Overview

On May 20, 2019, the Supreme Court handed down a landmark decision regarding bankruptcy and trademarks. In Mission Products Holdings, Inc. v. Tempnology, LLC nka Old Cold LLC. No. 17-1657, the Court ruled that the rejection of an executory contract in a bankruptcy is only a breach of the contract and not its revocation. This ruling, which reversed a ruling from the First Circuit Court of Appeals, has profound implications. It is now settled that, where a bankrupt licensor exercises its right to reject a contract containing a license of any intellectual property or trademark, the license isn’t terminated. Simply, the rights of the licensee survive rejection of the license agreement.    

Before this decision most of the case law held that rejection of a contract had the effect of revocation; licensees could not continue to use marks and intellectual property they invested in. This was contrary not only to several articles by esteemed law professors, but also to a ruling in In Re Drexel Burnham Lambert Group, Inc., 148 B.R. 1002 (S.D.N.Y. 1993), that thoroughly analyzed the history and purpose of the power to reject contracts. These contradictions did not go unnoticed by Barack Ferrazzano Bankruptcy & Creditor Rights Group co-chair, William J. Barrett, who would develop and present the argument that became the core of the Supreme Court’s recent decision.

It was 1994, when Bill first dealt with a bankrupt’s effort, by rejecting an agreement, to destroy vested rights of another party. The entire bankruptcy case settled before Bill had a chance to argue the rejection versus revocation issue in any court, but he was fascinated that the legal issue went to the very root of the nature of federal bankruptcy law and its role in a system where rights are defined by non-bankruptcy law.

It would be another 18 years before Bill was able to again take a case directly raising the rejection versus revocation issue.
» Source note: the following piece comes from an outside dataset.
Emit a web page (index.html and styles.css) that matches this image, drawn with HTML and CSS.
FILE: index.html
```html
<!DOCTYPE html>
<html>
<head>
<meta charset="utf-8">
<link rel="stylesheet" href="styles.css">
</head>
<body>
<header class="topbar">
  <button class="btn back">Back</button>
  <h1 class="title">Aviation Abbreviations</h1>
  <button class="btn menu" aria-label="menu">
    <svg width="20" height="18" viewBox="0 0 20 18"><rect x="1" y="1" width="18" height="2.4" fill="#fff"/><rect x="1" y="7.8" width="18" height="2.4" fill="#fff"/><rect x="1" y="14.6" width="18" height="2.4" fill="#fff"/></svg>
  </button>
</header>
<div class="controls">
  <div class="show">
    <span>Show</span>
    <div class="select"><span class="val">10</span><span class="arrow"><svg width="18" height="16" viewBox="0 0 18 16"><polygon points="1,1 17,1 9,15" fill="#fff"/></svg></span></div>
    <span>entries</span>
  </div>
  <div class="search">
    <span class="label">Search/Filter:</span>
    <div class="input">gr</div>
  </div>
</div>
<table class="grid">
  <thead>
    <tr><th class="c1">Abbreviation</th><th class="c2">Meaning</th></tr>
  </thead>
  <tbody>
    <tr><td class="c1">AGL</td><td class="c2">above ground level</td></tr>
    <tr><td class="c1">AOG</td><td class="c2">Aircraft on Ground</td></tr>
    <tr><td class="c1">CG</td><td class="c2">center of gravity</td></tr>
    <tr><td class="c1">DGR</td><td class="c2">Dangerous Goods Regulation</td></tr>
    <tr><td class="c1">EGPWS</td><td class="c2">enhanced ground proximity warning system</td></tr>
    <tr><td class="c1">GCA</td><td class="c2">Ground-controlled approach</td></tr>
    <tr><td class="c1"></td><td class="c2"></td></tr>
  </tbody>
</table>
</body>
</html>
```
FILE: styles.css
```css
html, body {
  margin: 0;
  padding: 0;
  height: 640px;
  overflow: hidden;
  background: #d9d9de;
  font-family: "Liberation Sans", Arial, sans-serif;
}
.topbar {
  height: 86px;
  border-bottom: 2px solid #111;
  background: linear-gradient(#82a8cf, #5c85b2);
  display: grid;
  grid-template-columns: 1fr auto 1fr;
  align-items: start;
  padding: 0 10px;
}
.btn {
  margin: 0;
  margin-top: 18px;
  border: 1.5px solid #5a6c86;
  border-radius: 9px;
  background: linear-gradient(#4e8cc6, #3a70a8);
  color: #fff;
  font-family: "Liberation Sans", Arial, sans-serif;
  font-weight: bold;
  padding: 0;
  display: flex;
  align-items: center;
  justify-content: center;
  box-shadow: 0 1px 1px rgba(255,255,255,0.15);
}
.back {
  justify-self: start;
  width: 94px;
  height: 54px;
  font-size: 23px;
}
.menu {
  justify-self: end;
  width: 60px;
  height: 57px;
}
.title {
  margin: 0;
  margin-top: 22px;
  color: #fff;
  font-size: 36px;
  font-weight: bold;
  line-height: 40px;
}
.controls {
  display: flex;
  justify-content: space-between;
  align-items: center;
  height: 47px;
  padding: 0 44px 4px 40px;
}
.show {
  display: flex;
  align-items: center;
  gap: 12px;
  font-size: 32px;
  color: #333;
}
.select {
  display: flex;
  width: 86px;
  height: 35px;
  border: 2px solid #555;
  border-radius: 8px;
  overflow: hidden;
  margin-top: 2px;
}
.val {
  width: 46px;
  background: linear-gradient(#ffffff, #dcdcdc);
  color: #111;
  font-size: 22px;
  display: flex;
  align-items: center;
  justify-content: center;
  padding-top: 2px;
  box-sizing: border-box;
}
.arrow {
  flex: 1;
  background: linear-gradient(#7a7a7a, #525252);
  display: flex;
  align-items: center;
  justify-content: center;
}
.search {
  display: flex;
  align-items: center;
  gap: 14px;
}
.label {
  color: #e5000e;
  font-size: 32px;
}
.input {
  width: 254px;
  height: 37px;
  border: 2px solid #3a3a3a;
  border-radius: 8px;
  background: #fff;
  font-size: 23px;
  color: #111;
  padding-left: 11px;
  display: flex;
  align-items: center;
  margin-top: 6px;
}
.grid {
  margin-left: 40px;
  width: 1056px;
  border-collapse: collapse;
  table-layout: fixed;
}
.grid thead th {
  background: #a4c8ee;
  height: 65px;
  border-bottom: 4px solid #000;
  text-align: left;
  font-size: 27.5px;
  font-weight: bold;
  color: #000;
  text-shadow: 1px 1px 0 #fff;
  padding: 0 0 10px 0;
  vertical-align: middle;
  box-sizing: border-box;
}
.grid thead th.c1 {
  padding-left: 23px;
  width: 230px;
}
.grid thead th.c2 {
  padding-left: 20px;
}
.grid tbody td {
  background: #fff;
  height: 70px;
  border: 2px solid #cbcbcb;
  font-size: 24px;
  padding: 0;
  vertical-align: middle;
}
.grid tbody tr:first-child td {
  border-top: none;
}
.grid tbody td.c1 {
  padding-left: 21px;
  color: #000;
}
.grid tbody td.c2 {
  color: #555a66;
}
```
In 2012, Barack Ferrazzano represented Chicago American Manufacturing Company, which became the successful party in Sunbeam Products, Inc. v. Chicago American Mfg. 686 F.3d 372 (“Sunbeam”). In the Sunbeam case, the plaintiff argued the rejection of a supply agreement that granted a supplier a trademark license, in effect, terminated the license. After the supply agreement’s rejection, Sunbeam, which had purchased all of the bankrupt’s property from the bankruptcy trustee, sued the supplier for trademark infringement and to enjoin further use of the trademarks.  
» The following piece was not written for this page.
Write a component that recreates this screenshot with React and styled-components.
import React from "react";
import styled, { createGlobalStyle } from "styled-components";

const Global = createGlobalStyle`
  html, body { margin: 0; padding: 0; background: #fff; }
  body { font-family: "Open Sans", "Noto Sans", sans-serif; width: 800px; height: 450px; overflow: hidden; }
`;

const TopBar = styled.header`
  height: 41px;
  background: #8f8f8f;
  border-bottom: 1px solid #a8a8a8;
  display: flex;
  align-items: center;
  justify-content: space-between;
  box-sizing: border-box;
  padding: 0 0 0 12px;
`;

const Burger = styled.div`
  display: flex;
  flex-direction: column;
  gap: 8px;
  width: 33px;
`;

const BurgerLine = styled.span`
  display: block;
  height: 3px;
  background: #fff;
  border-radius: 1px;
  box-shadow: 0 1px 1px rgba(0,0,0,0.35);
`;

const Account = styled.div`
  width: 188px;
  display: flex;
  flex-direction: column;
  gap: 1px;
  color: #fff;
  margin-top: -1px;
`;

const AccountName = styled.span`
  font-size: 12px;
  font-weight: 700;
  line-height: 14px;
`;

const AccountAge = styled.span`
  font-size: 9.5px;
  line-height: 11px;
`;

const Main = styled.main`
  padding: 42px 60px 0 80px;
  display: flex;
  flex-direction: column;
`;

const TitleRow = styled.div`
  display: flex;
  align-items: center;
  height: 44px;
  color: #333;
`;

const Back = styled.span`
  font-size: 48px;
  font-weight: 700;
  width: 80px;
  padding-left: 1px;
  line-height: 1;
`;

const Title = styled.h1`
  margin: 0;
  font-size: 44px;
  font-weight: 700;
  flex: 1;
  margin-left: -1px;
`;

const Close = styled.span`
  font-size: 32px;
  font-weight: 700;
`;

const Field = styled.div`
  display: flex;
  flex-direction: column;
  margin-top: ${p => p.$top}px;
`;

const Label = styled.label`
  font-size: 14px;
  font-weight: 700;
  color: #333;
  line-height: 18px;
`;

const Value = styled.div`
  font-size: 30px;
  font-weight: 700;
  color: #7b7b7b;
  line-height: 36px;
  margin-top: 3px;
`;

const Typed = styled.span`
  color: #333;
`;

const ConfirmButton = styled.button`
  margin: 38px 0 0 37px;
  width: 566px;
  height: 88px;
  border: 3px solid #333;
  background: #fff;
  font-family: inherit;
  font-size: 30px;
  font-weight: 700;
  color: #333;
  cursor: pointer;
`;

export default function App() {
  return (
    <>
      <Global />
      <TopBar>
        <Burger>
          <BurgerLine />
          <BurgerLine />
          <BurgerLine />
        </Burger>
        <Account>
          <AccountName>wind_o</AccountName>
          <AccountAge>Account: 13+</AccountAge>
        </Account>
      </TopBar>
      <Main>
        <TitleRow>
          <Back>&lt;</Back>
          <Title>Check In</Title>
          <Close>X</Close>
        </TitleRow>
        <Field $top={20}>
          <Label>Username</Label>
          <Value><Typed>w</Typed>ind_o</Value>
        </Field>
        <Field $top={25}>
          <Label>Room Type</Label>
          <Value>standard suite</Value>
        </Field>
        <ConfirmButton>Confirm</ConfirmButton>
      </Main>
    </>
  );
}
The case reached the Seventh Circuit Court of Appeals, where Bill urged the court to reject rulings of other courts, including the Lubrizol Enterprises v. Richmond Metal Finishers, Inc. 756 F.2d 1043 (4th Cir. 1985), decision of the Fourth Circuit Court of Appeals, and recognize instead that the rejection of a contract containing a trademark license did not have the effect of terminating the license. The Seventh Circuit adopted Barrett’s stance, holding that the rejection of a contract by a bankrupt, including a contract containing a trademark license, did not terminate the license or the rights granted under it to the non-bankrupt party.
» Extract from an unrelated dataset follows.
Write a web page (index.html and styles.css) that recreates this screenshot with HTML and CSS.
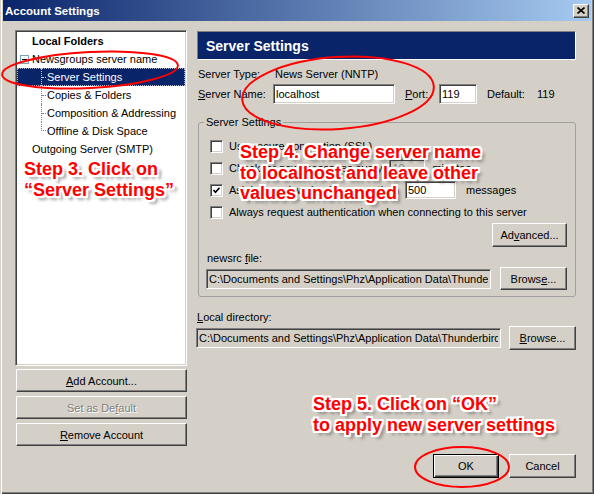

At the time, the U.S. Supreme Court declined to hear the Sunbeam case. But then in 2018 the First Circuit Court of Appeals refused to follow Sunbeam and reverted to Lubrizol where it was held that the rejection of a license agreement destroys the license. This First Circuit decision created a conflict among the circuits, one the Supreme Court recently resolved in Mission Product Holdings, Inc. v. Tempnology, LLC No. 17-1657. The appellant, the non-bankrupt licensee of a trademark that had been rejected by the bankrupt, called for the Supreme Court to adopt the Seventh Circuit’s position. Relying primarily on the ruling in Sunbeam obtained by Bill, the Supreme Court came down squarely on the side of the licensee, holding that the rejection of a license agreement does not terminate the license granted under the agreement to the licensee. This is now the settled law of the land and will have a profound impact on cases that sit at the intersection of bankruptcy and trademark law.